**Task statement**
Copy out exactly the lines spanning the line with "Recreate this image" to the line with "const [autoLink, setAutoLink]", inclusive, from the data underneath, with no pictures.

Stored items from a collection
◇ ◇ ◇ ◇
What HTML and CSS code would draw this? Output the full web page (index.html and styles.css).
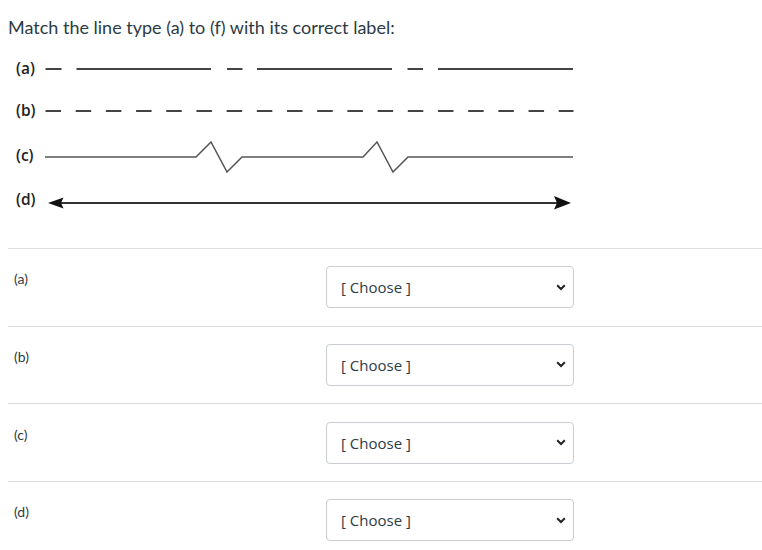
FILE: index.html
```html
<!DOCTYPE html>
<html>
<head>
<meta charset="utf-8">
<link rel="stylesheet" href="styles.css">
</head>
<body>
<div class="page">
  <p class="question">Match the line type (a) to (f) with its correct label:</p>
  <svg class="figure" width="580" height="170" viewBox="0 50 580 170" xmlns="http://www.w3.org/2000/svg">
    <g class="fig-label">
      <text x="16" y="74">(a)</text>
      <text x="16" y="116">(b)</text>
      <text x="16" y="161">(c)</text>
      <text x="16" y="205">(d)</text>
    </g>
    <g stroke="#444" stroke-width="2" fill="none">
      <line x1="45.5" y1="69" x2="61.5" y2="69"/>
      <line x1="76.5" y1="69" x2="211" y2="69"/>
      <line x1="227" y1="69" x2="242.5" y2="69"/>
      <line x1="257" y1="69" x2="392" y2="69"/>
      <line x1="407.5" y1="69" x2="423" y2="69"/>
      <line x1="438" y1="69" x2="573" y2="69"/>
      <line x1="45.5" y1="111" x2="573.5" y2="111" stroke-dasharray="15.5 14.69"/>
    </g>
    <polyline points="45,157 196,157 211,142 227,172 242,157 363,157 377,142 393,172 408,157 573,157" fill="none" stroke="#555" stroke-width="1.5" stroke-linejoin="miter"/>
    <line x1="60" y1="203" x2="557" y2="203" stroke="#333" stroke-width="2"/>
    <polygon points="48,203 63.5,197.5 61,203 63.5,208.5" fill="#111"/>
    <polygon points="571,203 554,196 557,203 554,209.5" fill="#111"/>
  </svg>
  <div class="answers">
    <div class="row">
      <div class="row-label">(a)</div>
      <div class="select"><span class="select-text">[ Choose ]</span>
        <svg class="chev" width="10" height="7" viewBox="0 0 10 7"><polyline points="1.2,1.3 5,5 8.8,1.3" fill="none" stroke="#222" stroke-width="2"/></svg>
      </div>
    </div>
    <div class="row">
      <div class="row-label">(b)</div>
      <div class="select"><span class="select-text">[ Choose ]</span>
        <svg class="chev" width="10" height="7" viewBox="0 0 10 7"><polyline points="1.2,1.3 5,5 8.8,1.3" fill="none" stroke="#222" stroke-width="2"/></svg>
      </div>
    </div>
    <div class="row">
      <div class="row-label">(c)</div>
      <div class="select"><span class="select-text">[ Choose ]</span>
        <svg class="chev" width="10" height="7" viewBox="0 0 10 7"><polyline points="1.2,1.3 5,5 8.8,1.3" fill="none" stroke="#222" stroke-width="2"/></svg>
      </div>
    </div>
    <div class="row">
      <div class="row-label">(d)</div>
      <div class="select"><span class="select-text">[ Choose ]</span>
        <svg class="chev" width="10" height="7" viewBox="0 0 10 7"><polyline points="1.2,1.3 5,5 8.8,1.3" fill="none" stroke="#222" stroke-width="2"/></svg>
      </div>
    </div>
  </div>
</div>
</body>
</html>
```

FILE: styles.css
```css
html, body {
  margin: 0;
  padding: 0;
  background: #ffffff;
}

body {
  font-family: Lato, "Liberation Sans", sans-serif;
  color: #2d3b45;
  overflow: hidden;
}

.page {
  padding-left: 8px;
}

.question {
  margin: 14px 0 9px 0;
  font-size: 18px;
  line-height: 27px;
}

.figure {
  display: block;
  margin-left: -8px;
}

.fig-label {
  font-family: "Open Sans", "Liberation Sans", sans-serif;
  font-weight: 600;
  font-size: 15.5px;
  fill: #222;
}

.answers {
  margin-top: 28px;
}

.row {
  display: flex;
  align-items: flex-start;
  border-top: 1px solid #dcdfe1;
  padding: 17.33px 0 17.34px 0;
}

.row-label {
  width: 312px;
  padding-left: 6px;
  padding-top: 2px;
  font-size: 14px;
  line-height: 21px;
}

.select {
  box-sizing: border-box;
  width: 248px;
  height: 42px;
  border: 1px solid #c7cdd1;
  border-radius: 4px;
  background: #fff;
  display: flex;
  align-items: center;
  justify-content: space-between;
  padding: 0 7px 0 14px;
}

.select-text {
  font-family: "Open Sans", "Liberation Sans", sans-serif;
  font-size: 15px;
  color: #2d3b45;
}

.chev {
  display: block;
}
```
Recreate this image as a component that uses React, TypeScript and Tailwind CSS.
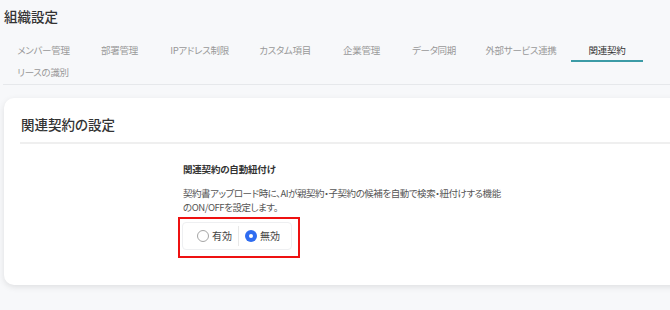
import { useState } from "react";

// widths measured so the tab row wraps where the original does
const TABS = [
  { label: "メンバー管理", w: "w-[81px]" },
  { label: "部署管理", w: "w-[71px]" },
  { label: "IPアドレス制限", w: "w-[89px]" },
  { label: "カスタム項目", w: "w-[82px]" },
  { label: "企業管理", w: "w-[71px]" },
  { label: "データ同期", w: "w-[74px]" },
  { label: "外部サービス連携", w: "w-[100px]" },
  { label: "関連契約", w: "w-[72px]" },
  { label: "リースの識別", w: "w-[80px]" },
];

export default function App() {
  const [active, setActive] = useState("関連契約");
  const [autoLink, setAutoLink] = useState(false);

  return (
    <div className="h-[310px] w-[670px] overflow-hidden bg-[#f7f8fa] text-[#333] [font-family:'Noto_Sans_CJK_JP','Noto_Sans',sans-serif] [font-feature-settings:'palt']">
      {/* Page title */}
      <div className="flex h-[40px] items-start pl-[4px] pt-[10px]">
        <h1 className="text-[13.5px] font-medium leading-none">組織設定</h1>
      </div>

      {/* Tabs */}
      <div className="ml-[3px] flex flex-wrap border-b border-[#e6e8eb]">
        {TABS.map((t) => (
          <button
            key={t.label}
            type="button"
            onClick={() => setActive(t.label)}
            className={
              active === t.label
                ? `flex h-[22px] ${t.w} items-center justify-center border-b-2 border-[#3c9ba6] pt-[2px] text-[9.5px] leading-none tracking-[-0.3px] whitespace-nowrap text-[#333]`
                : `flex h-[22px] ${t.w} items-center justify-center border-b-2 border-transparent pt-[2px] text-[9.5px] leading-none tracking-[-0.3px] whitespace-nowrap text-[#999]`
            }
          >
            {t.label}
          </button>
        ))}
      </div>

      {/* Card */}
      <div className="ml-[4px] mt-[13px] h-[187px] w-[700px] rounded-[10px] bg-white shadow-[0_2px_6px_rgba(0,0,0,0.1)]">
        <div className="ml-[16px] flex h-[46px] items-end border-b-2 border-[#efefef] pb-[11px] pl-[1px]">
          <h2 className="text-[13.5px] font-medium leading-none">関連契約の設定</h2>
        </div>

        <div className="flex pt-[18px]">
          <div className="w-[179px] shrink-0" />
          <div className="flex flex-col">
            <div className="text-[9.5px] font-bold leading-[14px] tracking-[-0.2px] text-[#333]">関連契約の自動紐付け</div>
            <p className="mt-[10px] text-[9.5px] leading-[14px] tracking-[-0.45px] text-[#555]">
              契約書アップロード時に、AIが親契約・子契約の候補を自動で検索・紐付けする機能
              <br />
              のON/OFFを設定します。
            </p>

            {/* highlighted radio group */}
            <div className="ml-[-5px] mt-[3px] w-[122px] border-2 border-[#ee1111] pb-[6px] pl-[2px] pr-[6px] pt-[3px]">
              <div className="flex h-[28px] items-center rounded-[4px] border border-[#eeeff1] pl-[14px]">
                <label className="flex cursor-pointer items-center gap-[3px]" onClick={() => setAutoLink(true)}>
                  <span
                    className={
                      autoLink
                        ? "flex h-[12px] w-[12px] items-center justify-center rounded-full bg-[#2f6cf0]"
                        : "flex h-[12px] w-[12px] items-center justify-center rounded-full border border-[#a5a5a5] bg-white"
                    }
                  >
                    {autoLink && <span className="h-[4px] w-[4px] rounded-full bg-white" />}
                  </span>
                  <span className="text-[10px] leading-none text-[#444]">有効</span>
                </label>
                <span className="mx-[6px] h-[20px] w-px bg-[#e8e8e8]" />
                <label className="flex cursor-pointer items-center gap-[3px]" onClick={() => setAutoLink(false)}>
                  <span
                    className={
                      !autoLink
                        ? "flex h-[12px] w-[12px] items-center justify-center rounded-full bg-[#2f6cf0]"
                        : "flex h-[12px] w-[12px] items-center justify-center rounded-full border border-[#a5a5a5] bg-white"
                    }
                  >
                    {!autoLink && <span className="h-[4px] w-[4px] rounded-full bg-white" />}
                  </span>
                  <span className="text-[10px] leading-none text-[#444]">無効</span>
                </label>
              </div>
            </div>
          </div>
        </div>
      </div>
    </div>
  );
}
◇ ◇ ◇ ◇
**Response**
Recreate this image as a component that uses React, TypeScript and Tailwind CSS.
import { useState } from "react";

// widths measured so the tab row wraps where the original does
const TABS = [
  { label: "メンバー管理", w: "w-[81px]" },
  { label: "部署管理", w: "w-[71px]" },
  { label: "IPアドレス制限", w: "w-[89px]" },
  { label: "カスタム項目", w: "w-[82px]" },
  { label: "企業管理", w: "w-[71px]" },
  { label: "データ同期", w: "w-[74px]" },
  { label: "外部サービス連携", w: "w-[100px]" },
  { label: "関連契約", w: "w-[72px]" },
  { label: "リースの識別", w: "w-[80px]" },
];

export default function App() {
  const [active, setActive] = useState("関連契約");
  const [autoLink, setAutoLink] = useState(false);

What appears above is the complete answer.